== DATA ==
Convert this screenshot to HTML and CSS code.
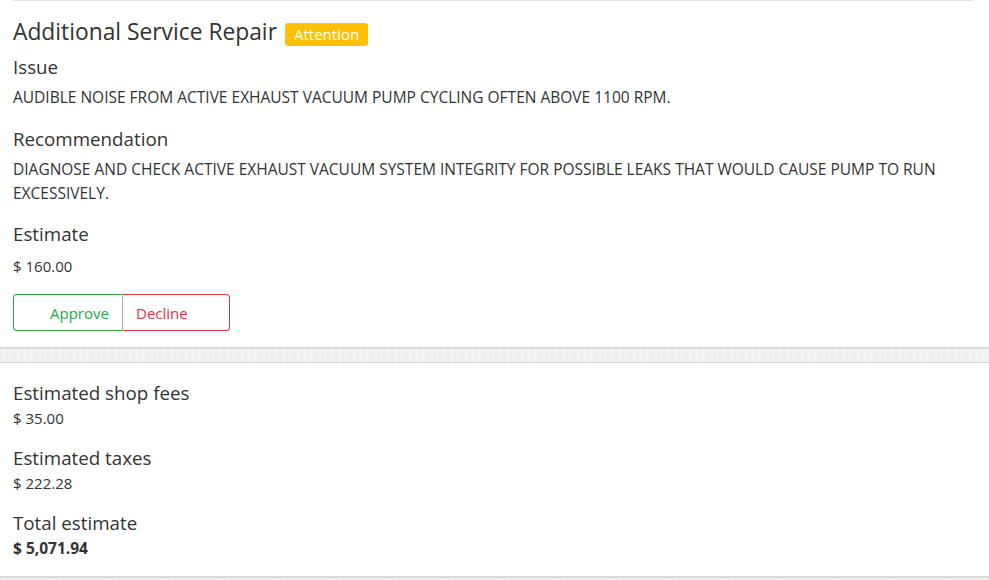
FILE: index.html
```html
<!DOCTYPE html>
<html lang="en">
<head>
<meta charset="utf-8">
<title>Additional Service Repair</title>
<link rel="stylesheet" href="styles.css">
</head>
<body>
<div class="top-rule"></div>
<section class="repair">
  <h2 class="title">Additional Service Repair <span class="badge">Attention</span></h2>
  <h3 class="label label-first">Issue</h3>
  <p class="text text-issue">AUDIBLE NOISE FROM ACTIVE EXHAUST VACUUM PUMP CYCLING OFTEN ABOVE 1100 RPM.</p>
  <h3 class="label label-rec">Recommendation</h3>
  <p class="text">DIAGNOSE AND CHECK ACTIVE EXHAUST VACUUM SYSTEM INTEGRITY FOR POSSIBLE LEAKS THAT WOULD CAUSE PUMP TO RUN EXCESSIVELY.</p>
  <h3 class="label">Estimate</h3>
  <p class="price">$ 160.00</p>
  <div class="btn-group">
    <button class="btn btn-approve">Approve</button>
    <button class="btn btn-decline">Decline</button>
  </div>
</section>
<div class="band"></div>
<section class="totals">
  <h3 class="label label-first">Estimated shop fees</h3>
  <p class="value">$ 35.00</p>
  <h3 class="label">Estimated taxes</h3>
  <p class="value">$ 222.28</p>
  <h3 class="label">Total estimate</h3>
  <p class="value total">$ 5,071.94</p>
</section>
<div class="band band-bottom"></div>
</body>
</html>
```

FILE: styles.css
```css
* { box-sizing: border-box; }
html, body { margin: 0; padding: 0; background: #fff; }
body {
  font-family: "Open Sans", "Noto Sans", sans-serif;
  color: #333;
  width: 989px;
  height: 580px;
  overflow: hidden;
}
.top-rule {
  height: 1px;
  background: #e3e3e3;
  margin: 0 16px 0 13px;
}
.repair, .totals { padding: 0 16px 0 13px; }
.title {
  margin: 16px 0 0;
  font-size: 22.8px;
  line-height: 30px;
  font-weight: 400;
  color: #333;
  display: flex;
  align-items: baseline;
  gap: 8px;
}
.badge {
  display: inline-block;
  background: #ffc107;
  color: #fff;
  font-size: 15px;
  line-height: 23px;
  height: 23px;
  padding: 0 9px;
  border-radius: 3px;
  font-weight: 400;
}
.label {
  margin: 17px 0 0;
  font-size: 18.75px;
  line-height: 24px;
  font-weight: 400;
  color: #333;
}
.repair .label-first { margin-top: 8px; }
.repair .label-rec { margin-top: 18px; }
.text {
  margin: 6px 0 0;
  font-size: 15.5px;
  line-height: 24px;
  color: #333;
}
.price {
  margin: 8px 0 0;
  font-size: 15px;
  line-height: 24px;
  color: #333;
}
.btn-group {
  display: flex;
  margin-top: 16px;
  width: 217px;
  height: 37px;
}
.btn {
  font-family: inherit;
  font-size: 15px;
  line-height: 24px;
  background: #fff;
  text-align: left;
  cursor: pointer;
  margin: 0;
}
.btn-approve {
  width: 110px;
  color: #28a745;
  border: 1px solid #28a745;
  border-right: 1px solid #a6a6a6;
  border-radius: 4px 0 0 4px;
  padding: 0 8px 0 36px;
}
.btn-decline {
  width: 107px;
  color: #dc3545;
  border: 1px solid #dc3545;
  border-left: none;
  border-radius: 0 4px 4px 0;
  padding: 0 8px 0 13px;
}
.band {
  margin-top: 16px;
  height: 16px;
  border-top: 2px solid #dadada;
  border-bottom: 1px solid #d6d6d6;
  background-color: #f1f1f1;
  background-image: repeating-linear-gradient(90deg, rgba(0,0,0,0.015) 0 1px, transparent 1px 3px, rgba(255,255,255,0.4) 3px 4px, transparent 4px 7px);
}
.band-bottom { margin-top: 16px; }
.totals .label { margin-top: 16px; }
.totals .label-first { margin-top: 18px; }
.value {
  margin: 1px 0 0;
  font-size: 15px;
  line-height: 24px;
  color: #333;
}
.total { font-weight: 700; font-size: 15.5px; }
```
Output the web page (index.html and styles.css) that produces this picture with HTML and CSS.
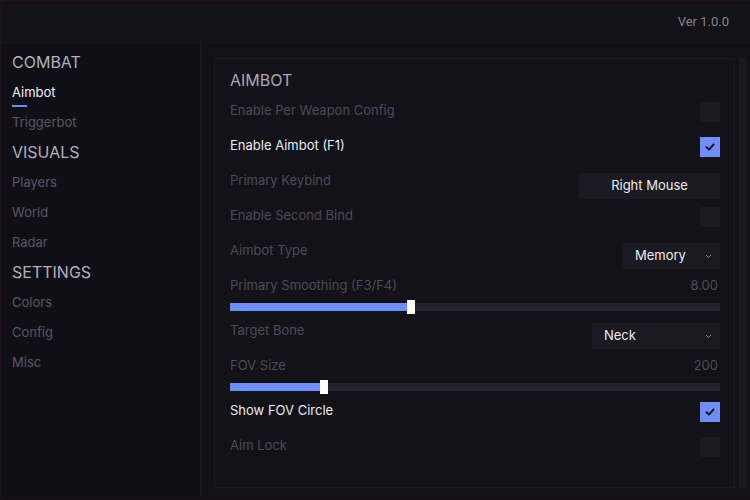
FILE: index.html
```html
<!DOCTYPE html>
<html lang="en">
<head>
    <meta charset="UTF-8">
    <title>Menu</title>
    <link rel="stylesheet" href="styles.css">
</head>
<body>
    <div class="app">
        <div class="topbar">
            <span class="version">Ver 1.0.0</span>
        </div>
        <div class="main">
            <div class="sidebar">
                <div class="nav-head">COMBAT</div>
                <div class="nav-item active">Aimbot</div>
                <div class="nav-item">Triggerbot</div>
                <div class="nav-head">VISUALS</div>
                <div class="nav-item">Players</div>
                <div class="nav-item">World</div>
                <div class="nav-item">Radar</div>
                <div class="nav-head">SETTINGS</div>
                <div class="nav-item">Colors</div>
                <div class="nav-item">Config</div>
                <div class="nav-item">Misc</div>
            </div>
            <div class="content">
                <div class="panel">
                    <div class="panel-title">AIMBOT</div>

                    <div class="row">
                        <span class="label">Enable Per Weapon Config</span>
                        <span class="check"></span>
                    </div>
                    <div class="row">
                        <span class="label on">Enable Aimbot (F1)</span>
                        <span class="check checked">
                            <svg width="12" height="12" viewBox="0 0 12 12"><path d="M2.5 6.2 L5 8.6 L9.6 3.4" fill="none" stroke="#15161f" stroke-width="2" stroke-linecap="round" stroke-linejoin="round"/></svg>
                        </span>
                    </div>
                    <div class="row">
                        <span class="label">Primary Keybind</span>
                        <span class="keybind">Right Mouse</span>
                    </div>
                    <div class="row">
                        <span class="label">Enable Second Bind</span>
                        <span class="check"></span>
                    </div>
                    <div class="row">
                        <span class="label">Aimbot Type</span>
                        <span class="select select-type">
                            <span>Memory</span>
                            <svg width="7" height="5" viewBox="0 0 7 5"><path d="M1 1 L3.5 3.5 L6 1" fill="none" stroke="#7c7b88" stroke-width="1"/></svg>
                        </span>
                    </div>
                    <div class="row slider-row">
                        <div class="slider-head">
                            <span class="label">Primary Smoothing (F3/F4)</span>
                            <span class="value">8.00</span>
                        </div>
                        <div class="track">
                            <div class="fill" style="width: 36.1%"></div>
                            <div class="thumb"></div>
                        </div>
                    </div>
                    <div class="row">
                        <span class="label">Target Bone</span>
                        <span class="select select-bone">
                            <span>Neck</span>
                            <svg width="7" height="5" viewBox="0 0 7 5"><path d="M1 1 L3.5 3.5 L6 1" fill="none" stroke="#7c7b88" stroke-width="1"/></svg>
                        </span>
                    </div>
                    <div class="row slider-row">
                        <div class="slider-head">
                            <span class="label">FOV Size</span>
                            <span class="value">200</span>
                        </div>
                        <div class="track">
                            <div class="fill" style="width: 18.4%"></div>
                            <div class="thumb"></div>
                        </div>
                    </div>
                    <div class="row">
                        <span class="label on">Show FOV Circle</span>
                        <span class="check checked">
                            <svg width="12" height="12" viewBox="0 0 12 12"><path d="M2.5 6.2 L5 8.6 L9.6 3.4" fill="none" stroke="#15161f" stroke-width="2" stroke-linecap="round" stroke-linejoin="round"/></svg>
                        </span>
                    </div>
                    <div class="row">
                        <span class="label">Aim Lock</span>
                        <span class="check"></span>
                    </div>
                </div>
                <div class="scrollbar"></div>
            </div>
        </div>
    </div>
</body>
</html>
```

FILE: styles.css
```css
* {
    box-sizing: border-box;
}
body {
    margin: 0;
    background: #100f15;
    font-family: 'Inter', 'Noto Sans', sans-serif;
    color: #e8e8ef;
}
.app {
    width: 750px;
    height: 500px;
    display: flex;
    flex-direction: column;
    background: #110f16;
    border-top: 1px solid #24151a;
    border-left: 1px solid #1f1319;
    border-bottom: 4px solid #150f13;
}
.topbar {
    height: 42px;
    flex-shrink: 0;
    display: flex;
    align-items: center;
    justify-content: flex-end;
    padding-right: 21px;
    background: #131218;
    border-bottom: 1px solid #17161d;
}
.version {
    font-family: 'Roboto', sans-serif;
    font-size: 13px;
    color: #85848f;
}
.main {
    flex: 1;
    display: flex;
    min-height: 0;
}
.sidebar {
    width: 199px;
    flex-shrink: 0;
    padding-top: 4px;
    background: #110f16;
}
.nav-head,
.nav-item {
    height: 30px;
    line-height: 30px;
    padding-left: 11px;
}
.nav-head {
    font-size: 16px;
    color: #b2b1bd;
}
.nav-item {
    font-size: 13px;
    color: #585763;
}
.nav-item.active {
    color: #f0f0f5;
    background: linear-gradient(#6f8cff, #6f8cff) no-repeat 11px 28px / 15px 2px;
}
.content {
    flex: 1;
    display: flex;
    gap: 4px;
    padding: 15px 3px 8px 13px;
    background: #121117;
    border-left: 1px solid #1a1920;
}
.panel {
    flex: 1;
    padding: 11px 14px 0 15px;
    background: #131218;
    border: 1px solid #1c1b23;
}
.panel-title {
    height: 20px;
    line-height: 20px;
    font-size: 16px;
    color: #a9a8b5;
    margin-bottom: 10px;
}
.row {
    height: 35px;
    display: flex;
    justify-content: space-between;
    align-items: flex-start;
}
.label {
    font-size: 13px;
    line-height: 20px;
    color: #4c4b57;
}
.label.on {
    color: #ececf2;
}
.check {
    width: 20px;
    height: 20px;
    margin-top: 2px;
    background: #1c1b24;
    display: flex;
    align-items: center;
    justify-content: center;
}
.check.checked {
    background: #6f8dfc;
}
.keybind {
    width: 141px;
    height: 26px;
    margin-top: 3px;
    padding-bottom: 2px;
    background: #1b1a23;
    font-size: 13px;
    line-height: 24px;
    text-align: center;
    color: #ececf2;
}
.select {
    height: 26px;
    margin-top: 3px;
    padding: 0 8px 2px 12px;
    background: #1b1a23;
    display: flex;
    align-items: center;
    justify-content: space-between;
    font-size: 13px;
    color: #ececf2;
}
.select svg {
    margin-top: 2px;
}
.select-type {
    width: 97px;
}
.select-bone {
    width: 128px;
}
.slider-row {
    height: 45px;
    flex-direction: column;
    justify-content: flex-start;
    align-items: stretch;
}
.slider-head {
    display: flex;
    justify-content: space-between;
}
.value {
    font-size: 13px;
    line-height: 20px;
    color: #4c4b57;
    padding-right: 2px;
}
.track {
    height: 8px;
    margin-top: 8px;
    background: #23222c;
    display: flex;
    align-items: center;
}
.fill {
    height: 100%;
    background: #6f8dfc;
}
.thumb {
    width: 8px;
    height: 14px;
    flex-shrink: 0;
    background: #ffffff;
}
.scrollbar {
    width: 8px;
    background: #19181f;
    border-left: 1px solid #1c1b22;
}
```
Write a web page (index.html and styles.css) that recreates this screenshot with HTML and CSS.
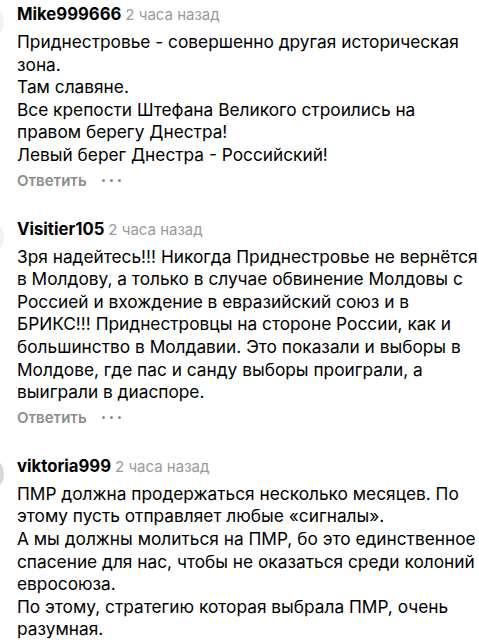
===
REQUIRED WORK -> Locate all lines in the listing above with the word "screenshot". Copy them.

WORKED SOLUTION ->
Convert this screenshot to HTML and CSS code.
Write a web page (index.html and styles.css) that recreates this screenshot with HTML and CSS.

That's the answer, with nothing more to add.